* WHAT YOU HAVE TO DO:
Which lines include the word "this"? Copy each of them.

* STORED DATA:
%%

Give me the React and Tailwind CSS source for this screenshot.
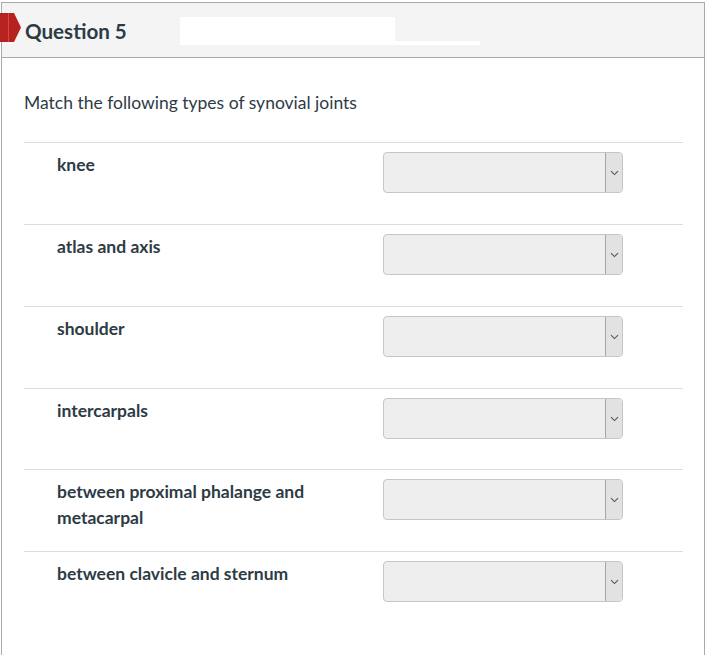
import React from "react";

const rows = [
  ["knee", "h-[82px]"],
  ["atlas and axis", "h-[82px]"],
  ["shoulder", "h-[82px]"],
  ["intercarpals", "h-[81px]"],
  ["between proximal phalange and metacarpal", "h-[82px]"],
  ["between clavicle and sternum", "h-[82px]"],
];

function Select() {
  return (
    <div className="flex h-[41px] w-[240px] rounded-[4px] border border-[#c6c6c6] bg-[#eeeeee] overflow-hidden">
      <div className="flex-1" />
      <div className="flex w-[17px] items-center justify-center border-l border-[#a6a6a6] bg-[#e2e2e2]">
        <svg width="9" height="6" viewBox="0 0 9 6" className="mt-[1px]">
          <path d="M1 1.2 L4.5 4.6 L8 1.2" fill="none" stroke="#555" strokeWidth="1.1" />
        </svg>
      </div>
    </div>
  );
}

export default function App() {
  return (
    <div className="h-[655px] w-[705px] bg-white pt-[2px] pl-[1px]" style={{ fontFamily: "Lato, 'Open Sans', sans-serif" }}>
      <div className="relative h-[653px] w-[704px] border-x border-t border-[#aaaaaa]">
        <div className="relative flex h-[55px] items-center border-b border-[#aaaaaa] bg-[#f4f4f4]">
          <svg className="absolute left-[-2px] top-[10px]" width="22" height="30" viewBox="0 0 22 30">
            <path d="M0 0 H14 L21 14.5 L14 29 H0 Z" fill="#b5221f" />
            <rect x="8" y="0" width="1" height="29" fill="#cf4a44" />
          </svg>
          <div className="ml-[23px] mt-[2px] text-[20.6px] font-bold leading-none text-[#2d3b45]">Question 5</div>
          <div className="absolute left-[178px] top-[14px] h-[24px] w-[215px] bg-white" />
          <div className="absolute left-[178px] top-[38px] h-[4px] w-[300px] bg-white" />
        </div>
        <div className="px-[22px] pt-[35px]">
          <p className="text-[17.5px] leading-[20px] text-[#2d3b45]">Match the following types of synovial joints</p>
          <div className="mt-[29px] w-[659px]">
            {rows.map(([r, h]) => (
              <div key={r} className={`flex ${h} border-t border-[#dddddd] pt-[9px]`}>
                <div className="ml-[33px] w-[300px] text-[17.5px] font-bold leading-[26px] text-[#2d3b45]">{r}</div>
                <div className="ml-[26px]">
                  <Select />
                </div>
              </div>
            ))}
          </div>
        </div>
      </div>
    </div>
  );
}
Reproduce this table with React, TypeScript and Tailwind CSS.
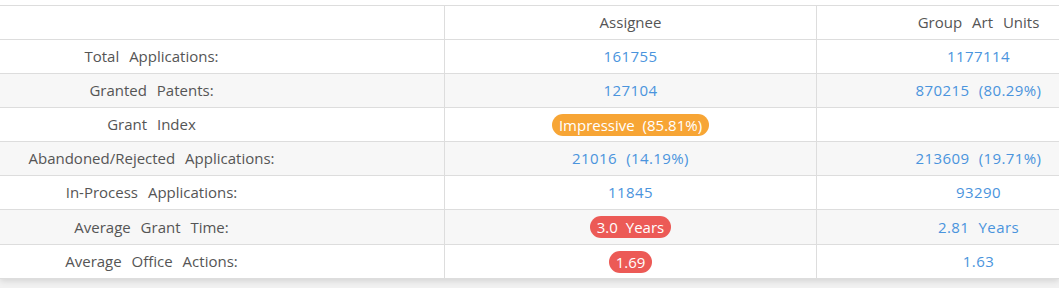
import React from "react";

type Cell = { text: string; badge?: "orange" | "red" } | null;

const rows: { label: string; a: Cell; b: Cell; h: string }[] = [
  { label: "Total Applications:", a: { text: "161755" }, b: { text: "1177114" }, h: "h-[34px]" },
  { label: "Granted Patents:", a: { text: "127104" }, b: { text: "870215 (80.29%)" }, h: "h-[34px]" },
  { label: "Grant Index", a: { text: "Impressive (85.81%)", badge: "orange" }, b: null, h: "h-[34px]" },
  { label: "Abandoned/Rejected Applications:", a: { text: "21016 (14.19%)" }, b: { text: "213609 (19.71%)" }, h: "h-[34px]" },
  { label: "In-Process Applications:", a: { text: "11845" }, b: { text: "93290" }, h: "h-[34px]" },
  { label: "Average Grant Time:", a: { text: "3.0 Years", badge: "red" }, b: { text: "2.81 Years" }, h: "h-[35px]" },
  { label: "Average Office Actions:", a: { text: "1.69", badge: "red" }, b: { text: "1.63" }, h: "h-[34px]" },
];

function Value({ c }: { c: Cell }) {
  if (!c) return null;
  if (c.badge === "orange")
    return (
      <span className="inline-block rounded-full bg-[#f7a535] px-[7px] leading-[22px] text-white [word-spacing:4px]">{c.text}</span>
    );
  if (c.badge === "red")
    return (
      <span className="inline-block rounded-full bg-[#ec5a56] px-[7px] leading-[22px] text-white [word-spacing:4px]">{c.text}</span>
    );
  return <span className="text-[#4a94dd] tracking-[0.4px] [word-spacing:5px]">{c.text}</span>;
}

export default function App() {
  return (
    <div className="w-[1059px] h-[288px] overflow-hidden bg-[#f1f1f1] font-['Open_Sans',sans-serif] text-[15px] [word-spacing:6px]">
      <div className="bg-white pt-[5px] shadow-[0_2px_6px_rgba(0,0,0,0.12)]">
        <div className="w-[1140px]">
          <div className="grid grid-cols-[445px_372px_323px] h-[34px] border-t border-[#dddddd] items-center">
            <div className="h-full border-r border-[#dddddd]" />
            <div className="h-full flex items-center justify-center border-r border-[#dddddd] text-[#555555]">Assignee</div>
            <div className="h-full flex items-center justify-center text-[#555555]">Group Art Units</div>
          </div>
          {rows.map((r, i) => (
            <div
              key={r.label}
              className={`grid grid-cols-[445px_372px_323px] ${r.h} border-t border-[#dddddd] ${i % 2 === 1 ? "bg-[#f7f7f7]" : "bg-white"}`}
            >
              <div className="flex items-center justify-center pr-[141px] border-r border-[#dddddd] text-[#555555]">{r.label}</div>
              <div className="flex items-center justify-center border-r border-[#dddddd]"><Value c={r.a} /></div>
              <div className="flex items-center justify-center"><Value c={r.b} /></div>
            </div>
          ))}
          <div className="border-t border-[#dddddd]" />
        </div>
      </div>
    </div>
  );
}
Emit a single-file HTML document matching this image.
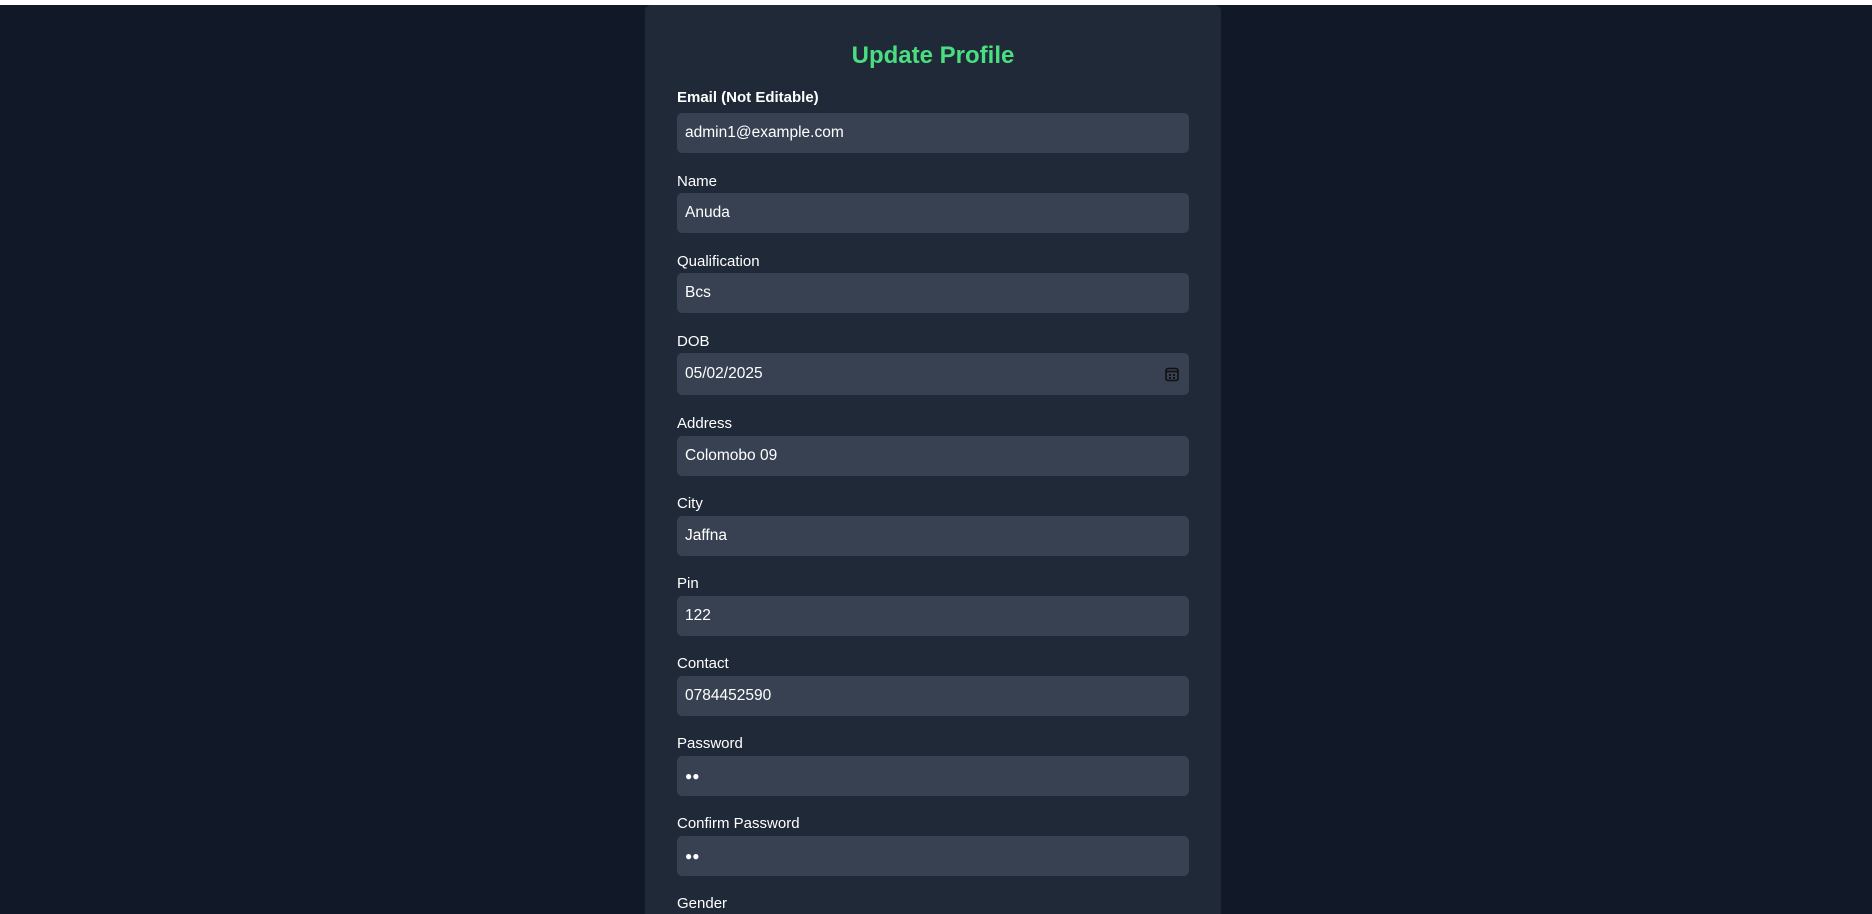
<!DOCTYPE html>
<html><head><meta charset="utf-8"><style>
html,body{margin:0;padding:0;width:1872px;height:914px;overflow:hidden;}
body{background:#111827;position:relative;font-family:"Liberation Sans",sans-serif;color:#fff;}
.top{position:absolute;left:0;top:0;width:1872px;height:5px;background:#fff;}
.card{position:absolute;left:645px;top:5px;width:576px;height:909px;background:#1f2937;border-radius:6px 6px 0 0;}
h1{position:absolute;left:645px;width:576px;top:41px;margin:0;text-align:center;font-size:24px;font-weight:bold;color:#4ade80;line-height:30px;}
.l{position:absolute;left:677px;font-size:15px;line-height:20px;}
.i{position:absolute;left:677px;width:512px;height:40px;background:#374151;border-radius:5px;font-size:15.5px;line-height:40px;box-sizing:border-box;padding-left:8px;}
</style></head><body>
<div class="top"></div>
<div class="card"></div>
<h1>Update Profile</h1>
<div class="l" style="top:88px;font-weight:bold">Email (Not Editable)</div>
<div class="i" style="top:113px">admin1@example.com</div>
<div class="l" style="top:172px">Name</div>
<div class="i" style="top:193px">Anuda</div>
<div class="l" style="top:252px">Qualification</div>
<div class="i" style="top:273px">Bcs</div>
<div class="l" style="top:332px">DOB</div>
<div class="i" style="top:353px;height:42px;line-height:42px">05/02/2025
<svg style="position:absolute;right:10px;top:14px" width="14" height="15" viewBox="0 0 14 15"><rect x="1" y="1.5" width="12" height="12" rx="2" fill="none" stroke="#111" stroke-width="1.6"/><line x1="1" y1="4.5" x2="13" y2="4.5" stroke="#111" stroke-width="1.6"/><rect x="4" y="7" width="2" height="2" fill="#111"/><rect x="8" y="7" width="2" height="2" fill="#111"/><rect x="4" y="10" width="2" height="2" fill="#111"/><rect x="8" y="10" width="2" height="2" fill="#111"/></svg></div>
<div class="l" style="top:414px">Address</div>
<div class="i" style="top:436px">Colomobo 09</div>
<div class="l" style="top:494px">City</div>
<div class="i" style="top:516px">Jaffna</div>
<div class="l" style="top:574px">Pin</div>
<div class="i" style="top:596px">122</div>
<div class="l" style="top:654px">Contact</div>
<div class="i" style="top:676px">0784452590</div>
<div class="l" style="top:734px">Password</div>
<div class="i" style="top:756px;font-size:12px">●●</div>
<div class="l" style="top:814px">Confirm Password</div>
<div class="i" style="top:836px;font-size:12px">●●</div>
<div class="l" style="top:894px">Gender</div>
</body></html>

%%

* PROBLEM SOLUTION:
Give me the React and Tailwind CSS source for this screenshot.
Reproduce this table with React, TypeScript and Tailwind CSS.
Emit a single-file HTML document matching this image.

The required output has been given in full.